## Work to do
Write out the entire listing below exactly, with the pictures left out.

[Start]

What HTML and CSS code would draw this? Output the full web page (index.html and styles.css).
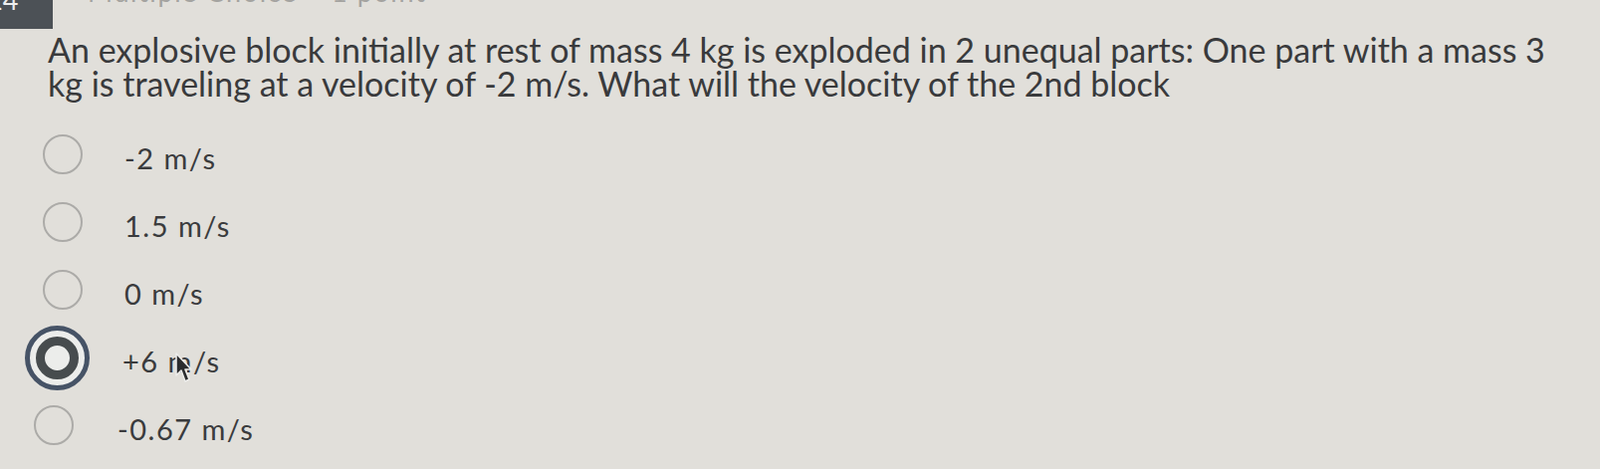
FILE: index.html
```html
<!DOCTYPE html>
<html lang="en">
<head>
<meta charset="utf-8">
<title>Multiple Choice</title>
<link rel="stylesheet" href="styles.css">
</head>
<body>
<div class="page">
  <div class="topbar">
    <div class="qnum"><span class="qnum-text">24</span></div>
    <div class="meta">Multiple Choice &nbsp;&nbsp; 1 point</div>
  </div>
  <p class="question">An explosive block initially at rest of mass 4 kg is exploded in 2 unequal parts: One part with a mass 3 kg is traveling at a velocity of -2 m/s. What will the velocity of the 2nd block</p>
  <ul class="options">
    <li class="option"><span class="radio"></span><span class="label">-2 m/s</span></li>
    <li class="option"><span class="radio"></span><span class="label">1.5 m/s</span></li>
    <li class="option"><span class="radio"></span><span class="label">0 m/s</span></li>
    <li class="option selected"><span class="radio"><span class="dot"></span></span><span class="label">+6 m/s<svg class="cursor" width="18" height="32" viewBox="0 0 18 32"><path d="M2 2 L2 24 L7 19 L11 30 L15 28 L11 18 L17 18 Z" fill="#2b2c2e" stroke="#ececea" stroke-width="1.6" stroke-linejoin="round"/></svg></span></li>
    <li class="option last"><span class="radio"></span><span class="label">-0.67 m/s</span></li>
  </ul>
</div>
</body>
</html>
```

FILE: styles.css
```css
html, body {
  margin: 0;
  padding: 0;
}
body {
  background: #e1dfda;
  font-family: Lato, "Open Sans", "Liberation Sans", sans-serif;
  color: #3a3b3d;
  width: 1607px;
  height: 471px;
  overflow: hidden;
}
.topbar {
  display: flex;
  align-items: flex-start;
  height: 29px;
}
.qnum {
  width: 53px;
  height: 29px;
  background: #4c5156;
  color: #eeeeee;
  font-size: 27px;
  line-height: 0;
  box-sizing: border-box;
  overflow: hidden;
  flex: none;
}
.qnum-text {
  display: block;
  margin-left: -13px;
}
.meta {
  margin-left: 35px;
  margin-top: -8px;
  font-size: 27px;
  line-height: 0;
  letter-spacing: 1.6px;
  color: #a4a3a0;
  white-space: pre;
}
.question {
  margin: 4px 0 0 48px;
  width: 1540px;
  font-size: 34px;
  line-height: 34px;
  letter-spacing: 0;
  color: #393a3c;
}
.options {
  list-style: none;
  margin: 34px 0 0 0;
  padding: 0 0 0 43px;
  display: flex;
  flex-direction: column;
  gap: 28px;
}
.option {
  display: flex;
  align-items: center;
  height: 40px;
}
.radio {
  width: 40px;
  height: 40px;
  border: 2.5px solid #acaba8;
  border-radius: 50%;
  flex: none;
  box-sizing: border-box;
  display: flex;
  align-items: center;
  justify-content: center;
}
.label {
  margin-left: 42px;
  margin-top: 7px;
  font-size: 29px;
  line-height: 30px;
  letter-spacing: 1.5px;
  color: #3a3b3d;
  position: relative;
}
.selected .radio {
  width: 65px;
  height: 65px;
  margin-left: -18px;
  border: 5px solid #465366;
  background: #ecedeb;
}
.selected .dot {
  width: 43px;
  height: 43px;
  border-radius: 50%;
  border: 9px solid #474c4e;
  background: #ecedeb;
  box-sizing: border-box;
}
.selected .label {
  margin-left: 33px;
}
.last {
  margin-left: -9px;
}
.last .label {
  margin-left: 44px;
}
.cursor {
  position: absolute;
  left: 52px;
  top: 5px;
}
```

[End]

## Task solution
What HTML and CSS code would draw this? Output the full web page (index.html and styles.css).
FILE: index.html
```html
<!DOCTYPE html>
<html lang="en">
<head>
<meta charset="utf-8">
<title>Multiple Choice</title>
<link rel="stylesheet" href="styles.css">
</head>
<body>
<div class="page">
  <div class="topbar">
    <div class="qnum"><span class="qnum-text">24</span></div>
    <div class="meta">Multiple Choice &nbsp;&nbsp; 1 point</div>
  </div>
  <p class="question">An explosive block initially at rest of mass 4 kg is exploded in 2 unequal parts: One part with a mass 3 kg is traveling at a velocity of -2 m/s. What will the velocity of the 2nd block</p>
  <ul class="options">
    <li class="option"><span class="radio"></span><span class="label">-2 m/s</span></li>
    <li class="option"><span class="radio"></span><span class="label">1.5 m/s</span></li>
    <li class="option"><span class="radio"></span><span class="label">0 m/s</span></li>
    <li class="option selected"><span class="radio"><span class="dot"></span></span><span class="label">+6 m/s<svg class="cursor" width="18" height="32" viewBox="0 0 18 32"><path d="M2 2 L2 24 L7 19 L11 30 L15 28 L11 18 L17 18 Z" fill="#2b2c2e" stroke="#ececea" stroke-width="1.6" stroke-linejoin="round"/></svg></span></li>
    <li class="option last"><span class="radio"></span><span class="label">-0.67 m/s</span></li>
  </ul>
</div>
</body>
</html>
```

FILE: styles.css
```css
html, body {
  margin: 0;
  padding: 0;
}
body {
  background: #e1dfda;
  font-family: Lato, "Open Sans", "Liberation Sans", sans-serif;
  color: #3a3b3d;
  width: 1607px;
  height: 471px;
  overflow: hidden;
}
.topbar {
  display: flex;
  align-items: flex-start;
  height: 29px;
}
.qnum {
  width: 53px;
  height: 29px;
  background: #4c5156;
  color: #eeeeee;
  font-size: 27px;
  line-height: 0;
  box-sizing: border-box;
  overflow: hidden;
  flex: none;
}
.qnum-text {
  display: block;
  margin-left: -13px;
}
.meta {
  margin-left: 35px;
  margin-top: -8px;
  font-size: 27px;
  line-height: 0;
  letter-spacing: 1.6px;
  color: #a4a3a0;
  white-space: pre;
}
.question {
  margin: 4px 0 0 48px;
  width: 1540px;
  font-size: 34px;
  line-height: 34px;
  letter-spacing: 0;
  color: #393a3c;
}
.options {
  list-style: none;
  margin: 34px 0 0 0;
  padding: 0 0 0 43px;
  display: flex;
  flex-direction: column;
  gap: 28px;
}
.option {
  display: flex;
  align-items: center;
  height: 40px;
}
.radio {
  width: 40px;
  height: 40px;
  border: 2.5px solid #acaba8;
  border-radius: 50%;
  flex: none;
  box-sizing: border-box;
  display: flex;
  align-items: center;
  justify-content: center;
}
.label {
  margin-left: 42px;
  margin-top: 7px;
  font-size: 29px;
  line-height: 30px;
  letter-spacing: 1.5px;
  color: #3a3b3d;
  position: relative;
}
.selected .radio {
  width: 65px;
  height: 65px;
  margin-left: -18px;
  border: 5px solid #465366;
  background: #ecedeb;
}
.selected .dot {
  width: 43px;
  height: 43px;
  border-radius: 50%;
  border: 9px solid #474c4e;
  background: #ecedeb;
  box-sizing: border-box;
}
.selected .label {
  margin-left: 33px;
}
.last {
  margin-left: -9px;
}
.last .label {
  margin-left: 44px;
}
.cursor {
  position: absolute;
  left: 52px;
  top: 5px;
}
```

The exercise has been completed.